- [Task instructions] Find the lines holding "React" and copy them.

****************

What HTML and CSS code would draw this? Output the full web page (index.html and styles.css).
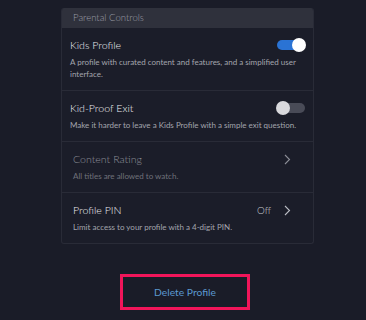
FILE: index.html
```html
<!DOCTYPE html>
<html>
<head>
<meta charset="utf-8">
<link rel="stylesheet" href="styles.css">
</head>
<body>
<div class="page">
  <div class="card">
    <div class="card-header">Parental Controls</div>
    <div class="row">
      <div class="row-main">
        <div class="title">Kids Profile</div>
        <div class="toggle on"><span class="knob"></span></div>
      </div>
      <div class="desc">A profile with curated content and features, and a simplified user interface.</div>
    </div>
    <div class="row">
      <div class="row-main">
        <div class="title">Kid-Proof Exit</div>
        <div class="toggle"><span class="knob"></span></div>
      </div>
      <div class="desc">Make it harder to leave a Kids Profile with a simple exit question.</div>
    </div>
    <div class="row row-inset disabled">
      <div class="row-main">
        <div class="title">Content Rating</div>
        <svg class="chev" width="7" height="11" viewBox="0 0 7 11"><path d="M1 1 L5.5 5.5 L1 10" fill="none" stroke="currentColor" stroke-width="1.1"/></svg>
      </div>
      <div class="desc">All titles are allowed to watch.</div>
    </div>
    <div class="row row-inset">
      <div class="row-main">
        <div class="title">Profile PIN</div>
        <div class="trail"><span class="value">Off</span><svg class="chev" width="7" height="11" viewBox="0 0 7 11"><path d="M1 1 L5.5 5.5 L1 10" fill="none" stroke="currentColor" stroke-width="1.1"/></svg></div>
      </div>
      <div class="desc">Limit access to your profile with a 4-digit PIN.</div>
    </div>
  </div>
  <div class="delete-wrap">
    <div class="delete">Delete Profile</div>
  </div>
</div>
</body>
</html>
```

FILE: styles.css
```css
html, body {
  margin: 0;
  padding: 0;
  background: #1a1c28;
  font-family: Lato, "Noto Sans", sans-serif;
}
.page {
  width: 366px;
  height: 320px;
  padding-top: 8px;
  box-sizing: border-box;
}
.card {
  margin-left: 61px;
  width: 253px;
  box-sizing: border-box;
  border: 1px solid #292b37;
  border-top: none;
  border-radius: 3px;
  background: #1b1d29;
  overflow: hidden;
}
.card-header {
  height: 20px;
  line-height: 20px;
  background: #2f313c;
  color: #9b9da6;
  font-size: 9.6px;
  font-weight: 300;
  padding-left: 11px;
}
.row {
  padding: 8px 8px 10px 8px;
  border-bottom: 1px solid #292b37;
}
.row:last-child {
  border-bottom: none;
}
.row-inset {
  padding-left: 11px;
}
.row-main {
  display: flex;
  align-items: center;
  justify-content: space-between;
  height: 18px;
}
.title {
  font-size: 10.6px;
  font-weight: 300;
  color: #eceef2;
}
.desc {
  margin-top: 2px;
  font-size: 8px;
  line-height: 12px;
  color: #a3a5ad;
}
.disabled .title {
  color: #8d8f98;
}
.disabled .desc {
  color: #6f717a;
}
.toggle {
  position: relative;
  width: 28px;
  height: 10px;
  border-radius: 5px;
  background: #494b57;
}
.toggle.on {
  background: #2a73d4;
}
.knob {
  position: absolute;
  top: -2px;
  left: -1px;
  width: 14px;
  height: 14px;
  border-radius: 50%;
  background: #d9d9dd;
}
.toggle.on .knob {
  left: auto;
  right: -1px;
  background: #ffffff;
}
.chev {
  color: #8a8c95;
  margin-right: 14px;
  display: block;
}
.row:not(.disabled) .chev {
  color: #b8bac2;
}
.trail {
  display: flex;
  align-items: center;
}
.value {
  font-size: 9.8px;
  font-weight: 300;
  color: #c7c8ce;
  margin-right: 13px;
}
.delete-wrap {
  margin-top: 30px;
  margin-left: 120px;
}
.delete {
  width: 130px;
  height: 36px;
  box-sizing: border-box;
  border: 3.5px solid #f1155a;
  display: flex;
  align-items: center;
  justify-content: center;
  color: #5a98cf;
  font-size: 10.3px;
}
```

****************

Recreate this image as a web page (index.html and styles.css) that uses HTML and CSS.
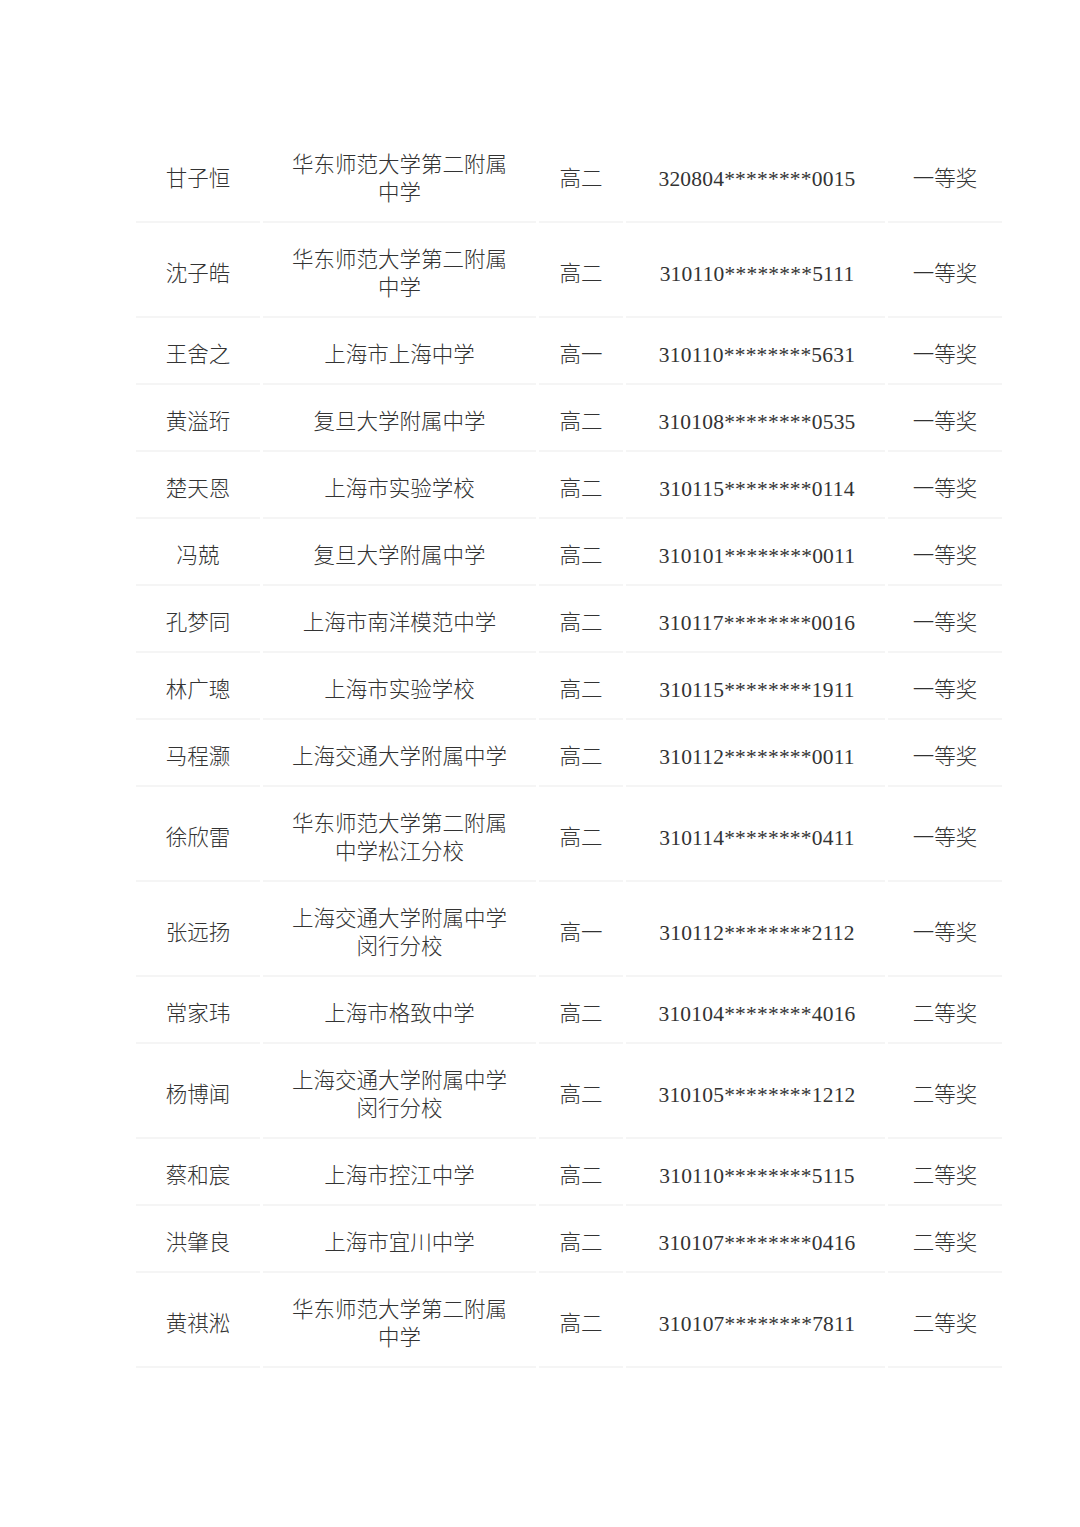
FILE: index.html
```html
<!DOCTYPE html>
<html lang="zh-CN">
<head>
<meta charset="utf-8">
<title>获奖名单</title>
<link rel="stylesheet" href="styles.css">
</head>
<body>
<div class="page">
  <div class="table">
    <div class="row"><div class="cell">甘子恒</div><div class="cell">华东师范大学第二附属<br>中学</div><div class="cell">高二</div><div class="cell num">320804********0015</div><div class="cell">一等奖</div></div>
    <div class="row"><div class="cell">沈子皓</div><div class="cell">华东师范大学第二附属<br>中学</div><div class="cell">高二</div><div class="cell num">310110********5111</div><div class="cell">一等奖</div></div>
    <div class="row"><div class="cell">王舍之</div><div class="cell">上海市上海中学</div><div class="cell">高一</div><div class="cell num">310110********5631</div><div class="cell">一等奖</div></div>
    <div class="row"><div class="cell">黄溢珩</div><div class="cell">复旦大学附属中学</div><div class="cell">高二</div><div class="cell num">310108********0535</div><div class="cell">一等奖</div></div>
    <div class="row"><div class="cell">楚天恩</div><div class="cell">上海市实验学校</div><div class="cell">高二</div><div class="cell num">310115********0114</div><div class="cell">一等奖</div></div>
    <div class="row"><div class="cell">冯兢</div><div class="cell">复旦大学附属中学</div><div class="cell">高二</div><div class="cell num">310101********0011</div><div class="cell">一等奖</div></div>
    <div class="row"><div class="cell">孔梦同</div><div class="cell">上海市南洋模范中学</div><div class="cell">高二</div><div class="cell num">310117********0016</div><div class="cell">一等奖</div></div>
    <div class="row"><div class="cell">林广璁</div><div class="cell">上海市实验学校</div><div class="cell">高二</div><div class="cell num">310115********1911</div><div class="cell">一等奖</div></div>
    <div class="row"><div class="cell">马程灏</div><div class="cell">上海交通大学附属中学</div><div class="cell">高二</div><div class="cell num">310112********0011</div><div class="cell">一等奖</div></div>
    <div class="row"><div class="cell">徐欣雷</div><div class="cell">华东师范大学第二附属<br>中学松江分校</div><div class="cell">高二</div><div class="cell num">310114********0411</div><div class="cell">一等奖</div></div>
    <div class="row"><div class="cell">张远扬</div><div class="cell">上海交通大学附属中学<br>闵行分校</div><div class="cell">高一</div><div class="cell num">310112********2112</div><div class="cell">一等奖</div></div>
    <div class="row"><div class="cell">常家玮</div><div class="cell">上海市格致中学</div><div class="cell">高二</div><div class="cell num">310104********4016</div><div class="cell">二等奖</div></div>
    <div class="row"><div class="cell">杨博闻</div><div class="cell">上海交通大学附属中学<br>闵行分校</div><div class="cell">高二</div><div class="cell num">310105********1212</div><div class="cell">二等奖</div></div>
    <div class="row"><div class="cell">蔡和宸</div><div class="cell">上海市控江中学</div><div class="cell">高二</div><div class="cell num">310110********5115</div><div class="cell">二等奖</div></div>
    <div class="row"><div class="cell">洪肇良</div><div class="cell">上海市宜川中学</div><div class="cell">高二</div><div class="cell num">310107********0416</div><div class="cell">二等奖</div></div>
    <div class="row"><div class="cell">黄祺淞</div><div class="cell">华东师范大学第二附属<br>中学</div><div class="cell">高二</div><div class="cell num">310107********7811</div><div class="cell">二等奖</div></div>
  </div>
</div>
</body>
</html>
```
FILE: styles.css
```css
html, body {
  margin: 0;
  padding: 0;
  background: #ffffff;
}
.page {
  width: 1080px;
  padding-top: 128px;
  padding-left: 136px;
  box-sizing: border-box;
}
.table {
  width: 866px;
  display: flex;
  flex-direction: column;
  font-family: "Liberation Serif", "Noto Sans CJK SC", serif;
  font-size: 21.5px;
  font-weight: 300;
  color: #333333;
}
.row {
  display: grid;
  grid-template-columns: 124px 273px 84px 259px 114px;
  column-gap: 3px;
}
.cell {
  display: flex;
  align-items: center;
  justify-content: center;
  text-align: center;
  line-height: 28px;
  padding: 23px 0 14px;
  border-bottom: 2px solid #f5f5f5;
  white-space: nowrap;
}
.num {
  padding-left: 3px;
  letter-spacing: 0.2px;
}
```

****************

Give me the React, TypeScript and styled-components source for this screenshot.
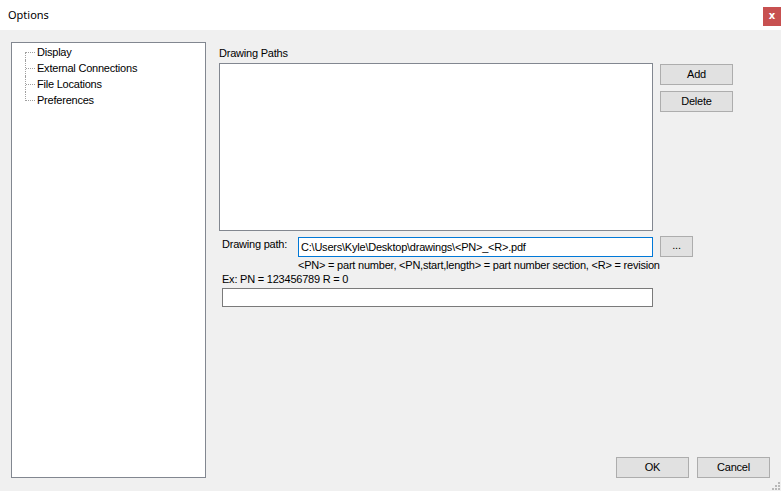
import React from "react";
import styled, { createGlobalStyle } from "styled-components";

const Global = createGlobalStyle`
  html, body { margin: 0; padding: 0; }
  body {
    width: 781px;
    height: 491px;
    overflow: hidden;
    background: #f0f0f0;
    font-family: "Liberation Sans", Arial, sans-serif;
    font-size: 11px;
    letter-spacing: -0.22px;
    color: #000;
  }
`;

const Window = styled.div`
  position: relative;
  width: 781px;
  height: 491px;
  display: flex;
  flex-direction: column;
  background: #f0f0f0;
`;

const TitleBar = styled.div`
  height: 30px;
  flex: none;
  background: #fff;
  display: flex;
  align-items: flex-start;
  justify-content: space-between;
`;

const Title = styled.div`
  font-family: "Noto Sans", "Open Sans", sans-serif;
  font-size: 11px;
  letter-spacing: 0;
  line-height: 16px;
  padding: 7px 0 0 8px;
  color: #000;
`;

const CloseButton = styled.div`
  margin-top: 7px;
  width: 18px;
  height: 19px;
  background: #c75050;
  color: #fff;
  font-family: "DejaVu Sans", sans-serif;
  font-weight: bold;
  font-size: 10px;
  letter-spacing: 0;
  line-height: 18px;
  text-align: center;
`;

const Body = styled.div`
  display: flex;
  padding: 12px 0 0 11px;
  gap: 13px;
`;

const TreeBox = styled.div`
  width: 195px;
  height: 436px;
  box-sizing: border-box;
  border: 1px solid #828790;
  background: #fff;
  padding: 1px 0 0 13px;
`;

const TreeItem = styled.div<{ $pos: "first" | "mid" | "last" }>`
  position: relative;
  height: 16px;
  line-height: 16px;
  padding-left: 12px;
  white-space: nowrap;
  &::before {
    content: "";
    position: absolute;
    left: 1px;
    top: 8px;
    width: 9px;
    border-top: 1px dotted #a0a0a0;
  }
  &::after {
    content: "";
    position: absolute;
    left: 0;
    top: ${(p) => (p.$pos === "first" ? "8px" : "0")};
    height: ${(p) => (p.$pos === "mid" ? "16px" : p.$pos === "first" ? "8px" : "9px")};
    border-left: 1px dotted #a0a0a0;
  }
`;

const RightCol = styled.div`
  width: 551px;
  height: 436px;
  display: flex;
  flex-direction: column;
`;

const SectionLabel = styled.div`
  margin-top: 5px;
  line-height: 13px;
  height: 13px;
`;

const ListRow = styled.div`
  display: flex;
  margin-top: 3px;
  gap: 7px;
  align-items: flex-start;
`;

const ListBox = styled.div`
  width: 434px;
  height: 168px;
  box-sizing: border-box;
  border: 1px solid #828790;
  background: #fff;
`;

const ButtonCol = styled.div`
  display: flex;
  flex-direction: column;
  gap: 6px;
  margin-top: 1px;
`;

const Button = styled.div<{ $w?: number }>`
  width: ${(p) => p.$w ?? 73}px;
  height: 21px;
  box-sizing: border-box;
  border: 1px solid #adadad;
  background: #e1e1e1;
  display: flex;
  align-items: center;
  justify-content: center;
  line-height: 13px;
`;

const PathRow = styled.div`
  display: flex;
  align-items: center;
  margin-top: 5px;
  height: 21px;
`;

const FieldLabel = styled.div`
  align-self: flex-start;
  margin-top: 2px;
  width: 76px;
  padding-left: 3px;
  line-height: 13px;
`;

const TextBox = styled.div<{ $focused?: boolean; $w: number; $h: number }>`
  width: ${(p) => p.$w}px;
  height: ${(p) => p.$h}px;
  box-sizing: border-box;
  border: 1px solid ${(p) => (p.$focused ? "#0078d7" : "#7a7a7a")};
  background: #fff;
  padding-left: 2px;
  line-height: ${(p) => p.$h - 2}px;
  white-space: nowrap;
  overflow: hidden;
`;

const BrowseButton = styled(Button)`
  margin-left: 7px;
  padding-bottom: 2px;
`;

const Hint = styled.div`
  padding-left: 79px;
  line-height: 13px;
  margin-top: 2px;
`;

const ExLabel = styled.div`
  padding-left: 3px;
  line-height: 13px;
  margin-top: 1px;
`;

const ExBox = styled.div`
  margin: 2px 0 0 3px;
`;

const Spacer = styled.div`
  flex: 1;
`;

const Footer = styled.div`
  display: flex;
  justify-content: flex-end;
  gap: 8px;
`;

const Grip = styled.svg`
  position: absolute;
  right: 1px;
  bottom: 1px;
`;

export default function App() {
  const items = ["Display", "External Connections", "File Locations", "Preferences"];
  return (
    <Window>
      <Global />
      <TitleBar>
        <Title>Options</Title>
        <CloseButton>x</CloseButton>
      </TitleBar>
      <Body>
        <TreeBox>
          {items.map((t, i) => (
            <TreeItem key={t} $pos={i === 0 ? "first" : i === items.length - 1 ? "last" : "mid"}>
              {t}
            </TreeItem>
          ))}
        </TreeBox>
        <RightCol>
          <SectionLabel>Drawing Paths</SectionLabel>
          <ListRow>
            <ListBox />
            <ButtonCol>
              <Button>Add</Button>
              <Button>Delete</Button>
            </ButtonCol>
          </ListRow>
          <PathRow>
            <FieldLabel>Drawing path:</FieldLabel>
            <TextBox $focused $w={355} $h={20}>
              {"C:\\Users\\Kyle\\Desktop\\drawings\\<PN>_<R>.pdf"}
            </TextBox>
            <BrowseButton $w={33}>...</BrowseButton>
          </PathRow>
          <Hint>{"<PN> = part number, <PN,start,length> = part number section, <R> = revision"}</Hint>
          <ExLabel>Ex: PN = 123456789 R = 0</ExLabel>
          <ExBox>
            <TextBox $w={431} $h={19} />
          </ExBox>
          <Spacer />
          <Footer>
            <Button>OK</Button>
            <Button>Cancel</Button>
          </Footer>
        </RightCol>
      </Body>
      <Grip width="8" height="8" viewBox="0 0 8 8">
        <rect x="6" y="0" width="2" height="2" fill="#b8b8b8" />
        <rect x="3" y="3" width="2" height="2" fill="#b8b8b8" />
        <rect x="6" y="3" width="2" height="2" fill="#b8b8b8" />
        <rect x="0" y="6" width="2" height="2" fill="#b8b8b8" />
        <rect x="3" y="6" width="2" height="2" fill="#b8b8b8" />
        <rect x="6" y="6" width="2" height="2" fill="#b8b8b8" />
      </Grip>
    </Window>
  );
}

****************

- [Final result]
Give me the React, TypeScript and styled-components source for this screenshot.
import React from "react";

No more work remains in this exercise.